垃圾邮件识别:用机器学习做中文邮件内容分类-技术圈

随着微信的迅速发展，工作和生活中的交流也更多依赖于此，但是由于邮件的正式性和规范性，其仍然不可被取代。但是不管是企业内部工作邮箱，还是个人邮箱，总是收到各种各样的垃圾邮件，包括商家的广告、打折促销信息、澳门博彩邮件、理财推广信息等等，不管如何进行垃圾邮件分类，总有漏网之鱼。最重要的是，不同用户对于垃圾邮件的定义并不一致。

而且大部分用户网络安全意识比较一般，万一误点垃圾邮件上钩，或者因为垃圾邮件淹没了工作中的关键信件，则会给个人或者企业造成损失。

垃圾邮件识别一直以来都是痛点难点，虽然方法无非是基于贝叶斯学习或者是概率统计还是深度学习的方法，但是由于业务场景的多样化，垃圾邮件花样实在太多了，所以传统垃圾邮件拦截器总是有点跟不上。

因此打算针对同一数据集，逐步尝试各种方法，来进行垃圾邮件的识别分类——希望假以时日，这种定制化的垃圾邮件识别工具能大幅提升用户的邮箱使用体验。

一、整体思路

总的来说，一封邮件可以分为发送人、接收人、抄送人、主题、时间、内容等要素，所以很自然的可以认为主要通过上述要素中的发送方、主题以及内容来进行垃圾邮件判断。

因此我们依次对上述要素进行分析：

垃圾邮件内容分类（通过提取垃圾邮件内容进行判断）
- - 中文垃圾邮件分类- 英文垃圾邮件分类最终，我们可以根据这三个维度进行综合评判，从而实现垃圾邮件的准确分类。本文将根据**邮件内容**进行垃圾邮件分类。

二、中文邮件内容分类实现步骤

1.数据集介绍

首先我们选择这一个公开的垃圾邮件语料库。
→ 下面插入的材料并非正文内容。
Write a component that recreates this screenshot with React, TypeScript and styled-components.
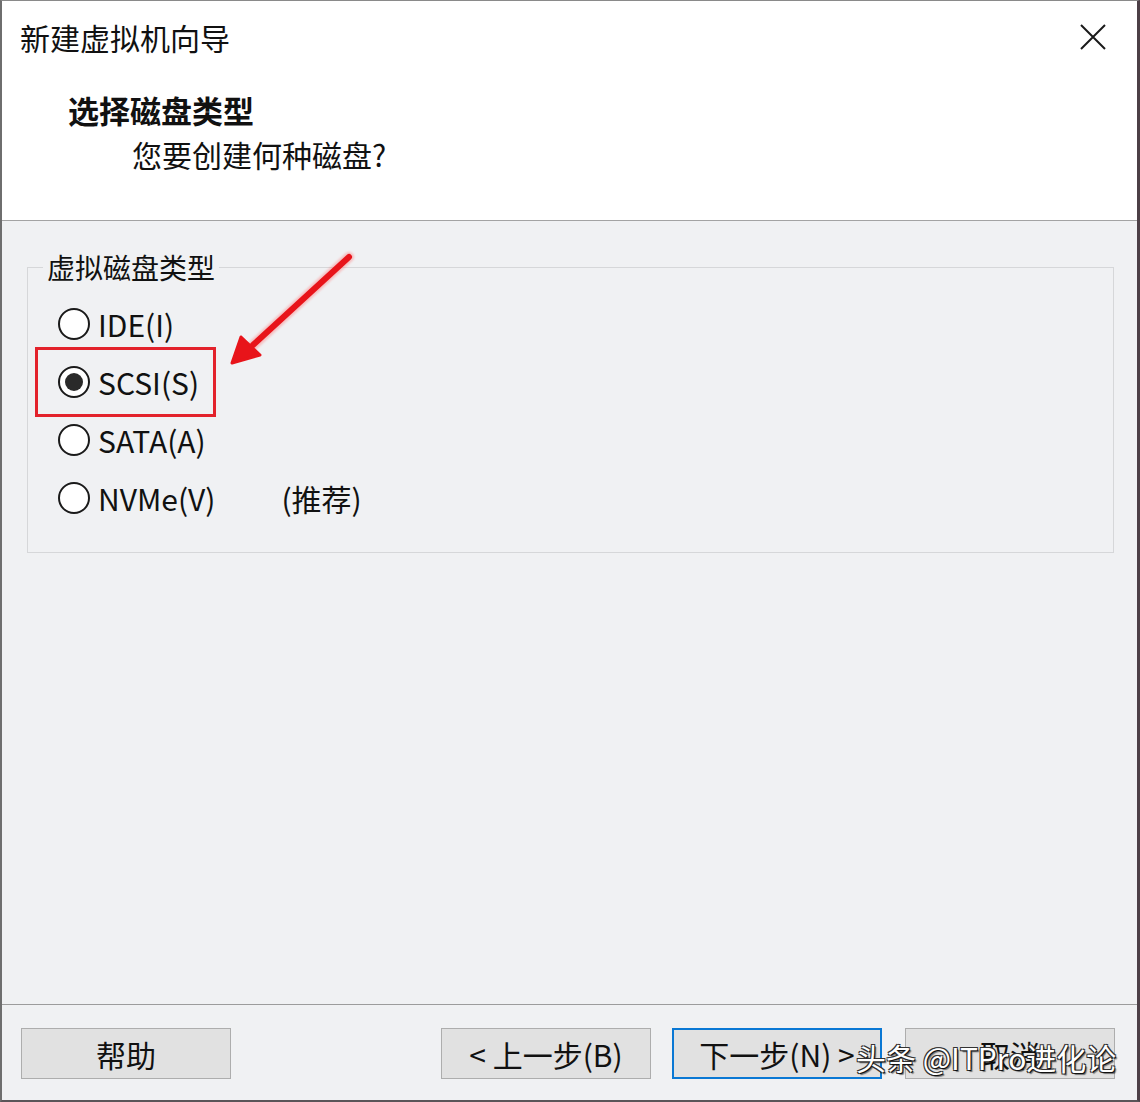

该语料库由国际文本检索会议提供，分为英文数据集（trec06p）和中文数据集（trec06c），其中所含的邮件均来源于真实邮件保留了邮件的原有格式和内容。

文件目录形式：delay和full分别是一种垃圾邮件过滤器的过滤机制，full目录下，是理想的邮件分类结果，我们可以视为研究的标签。

trec06c │ └───data │ │ 000 │ │ 001 │ │ ... │ └───215 └───delay │ │ index └───full │ │ index

2.数据加载

2.1 从eml格式中提取邮件要素并且存储成csv

由于目前数据集是存储成邮件的形式，并且通过索引进行垃圾邮件标注，所以我们先提取每一封邮件的发件人、收件人、抄送人、主题、发送时间、内容以及是否垃圾邮件标签。
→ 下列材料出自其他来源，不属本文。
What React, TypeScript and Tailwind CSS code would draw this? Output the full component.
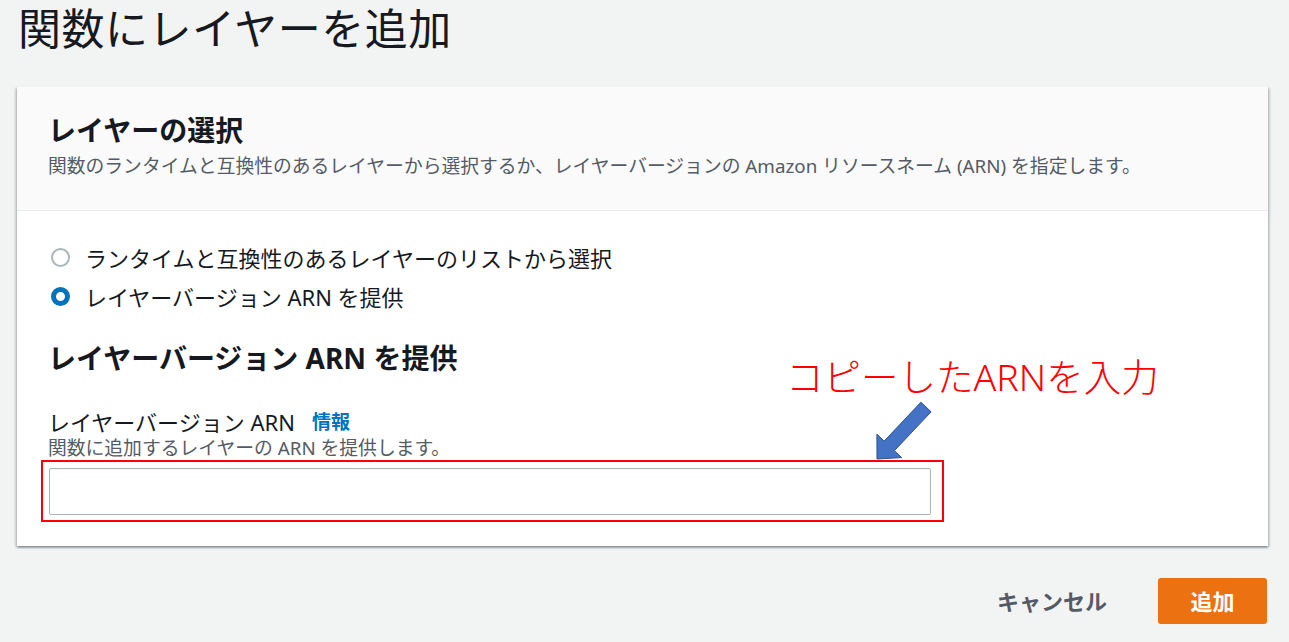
import React from "react";

const font = "font-['Noto_Sans','Noto_Sans_CJK_JP',sans-serif]";

function Radio({ checked, label }: { checked?: boolean; label: string }) {
  return (
    <div className="flex items-center h-[39px] gap-[15px]">
      <span
        className={
          checked
            ? "w-[19px] h-[19px] rounded-full border-[5px] border-[#0073bb] bg-white ml-[3px]"
            : "w-[19px] h-[19px] rounded-full border-2 border-[#aab7b8] bg-white ml-[3px]"
        }
      />
      <span className="text-[22px] leading-[32px] text-[#16191f]">{label}</span>
    </div>
  );
}

export default function App() {
  return (
    <div className={`relative min-h-[642px] w-[1289px] bg-[#f2f3f3] ${font}`}>
      <div className="h-[87px] pl-[18px] pt-[4px]">
        <h1 className="text-[43px] leading-[50px] tracking-[0.5px] text-[#16191f] font-normal">関数にレイヤーを追加</h1>
      </div>

      <div className="ml-[17px] w-[1251px] bg-white shadow-[0_2px_2px_rgba(0,28,36,0.3),2px_1px_2px_rgba(0,28,36,0.15),-2px_1px_2px_rgba(0,28,36,0.15)]">
        <div className="bg-[#fafafa] border-b border-[#eaeded] pl-[31px] pt-[26px] pb-[32px]">
          <h2 className="text-[28px] leading-[34px] font-bold text-[#16191f]">レイヤーの選択</h2>
          <p className="mt-[7px] text-[18.8px] leading-[24px] text-[#545b64]">
            関数のランタイムと互換性のあるレイヤーから選択するか、レイヤーバージョンの Amazon リソースネーム (ARN) を指定します。
          </p>
        </div>

        <div className="pl-[31px] pt-[27px] pb-[24px]">
          <Radio label="ランタイムと互換性のあるレイヤーのリストから選択" />
          <Radio checked label="レイヤーバージョン ARN を提供" />

          <h2 className="mt-[25px] text-[28px] leading-[34px] font-bold text-[#16191f]">レイヤーバージョン ARN を提供</h2>

          <div className="mt-[33px] flex items-center gap-[17px] text-[22px] leading-[28px]">
            <span className="text-[#16191f]">レイヤーバージョン ARN</span>
            <span className="text-[#0073bb] font-bold text-[19px]">情報</span>
          </div>
          <p className="text-[18.8px] leading-[24px] text-[#545b64]">関数に追加するレイヤーの ARN を提供します。</p>

          <div className="-ml-[7px] w-[903px] border-2 border-[#ff0000] pt-[6px] pb-[5px] pl-[6px] pr-[11px]">
            <div className="h-[47px] w-full rounded-[2px] border border-[#aab7b8] bg-white shadow-[inset_0_1px_1px_rgba(0,0,0,0.05)]" />
          </div>
        </div>
      </div>

      <div className="flex items-center justify-end gap-[51px] pr-[22px] mt-[32px]">
        <span className="text-[22px] font-bold text-[#545b64]">キャンセル</span>
        <button className="w-[109px] h-[46px] rounded-[3px] bg-[#ec7211] text-white text-[22px] font-bold">追加</button>
      </div>

      <div className="absolute left-[786px] top-[355px] text-[37.5px] leading-[44px] text-[#ff0000] font-light">
        コピーしたARNを入力
      </div>
      <svg className="absolute left-[860px] top-[395px]" width="80" height="75" viewBox="0 0 80 75">
        <polygon
          points="71.1,16.8 60.9,7.2 24.2,46.1 16.9,39.2 17,64 41.7,62.6 34.4,55.7"
          fill="#4472c4"
          stroke="#2f528f"
          strokeWidth="1"
          strokeLinejoin="miter"
        />
      </svg>
    </div>
  );
}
mailTable=pd.DataFrame(columns=('Sender','Receiver','CarbonCopy','Subject','Date','Body','isSpam'))
# path='trec06p/full/../data/000/004'
# emlContent= emlAnayalyse(path)
# print(emlContent)
f = open('trec06c/full/index', 'r')
csvfile=open('mailChinese.csv','w',newline='',encoding='utf-8')
writer=csv.writer(csvfile)
for line in f:
    str_list = line.split(" ")
    print(str_list[1])

    # 设置垃圾邮件的标签为0
    if str_list[0] == 'spam':
        label = '0'
    # 设置正常邮件标签为1
    elif str_list[0] == 'ham':
        label = '1'
    emlContent= emlAnayalyse('trec06c/full/' + str(str_list[1].split("\n")[0]))
    if emlContent is not None:
        writer.writerow([emlContent[0],emlContent[1],emlContent[2],emlContent[3],emlContent[4],emlContent[5],label])

其中emlAnayalyze函数利用flanker库中的mime，可以将邮件中的发件人、收件人、抄送人、主题、发送时间、内容等要素提取出来，具体可以参考我的这篇文章，然后存成csv，方便后续邮件分析。

2.2 从csv中提取邮件内容进行分类

def get_data(path):
    '''
    获取数据
    :return: 文本数据，对应的labels
    '''
    maildf = pd.read_csv(path,header=None, names=['Sender','Receiver','“CarbonCopy','Subject','Date','Body','isSpam'])
    filteredmaildf=maildf[maildf['Body'].notnull()]
    corpus=filteredmaildf['Body']
    
    labels=filteredmaildf['isSpam']
    corpus=list(corpus)
    labels=list(labels)
    return corpus, labels

通过get_data函数读取csv格式数据，并且提取出内容不为空的数据，和对应的标签。

可以看到一共有40348个数据。

from sklearn.model_selection import train_test_split
# 对数据进行划分
train_corpus, test_corpus, train_labels, test_labels = train_test_split(corpus, labels,
                                                  test_size=0.3, random_state=0)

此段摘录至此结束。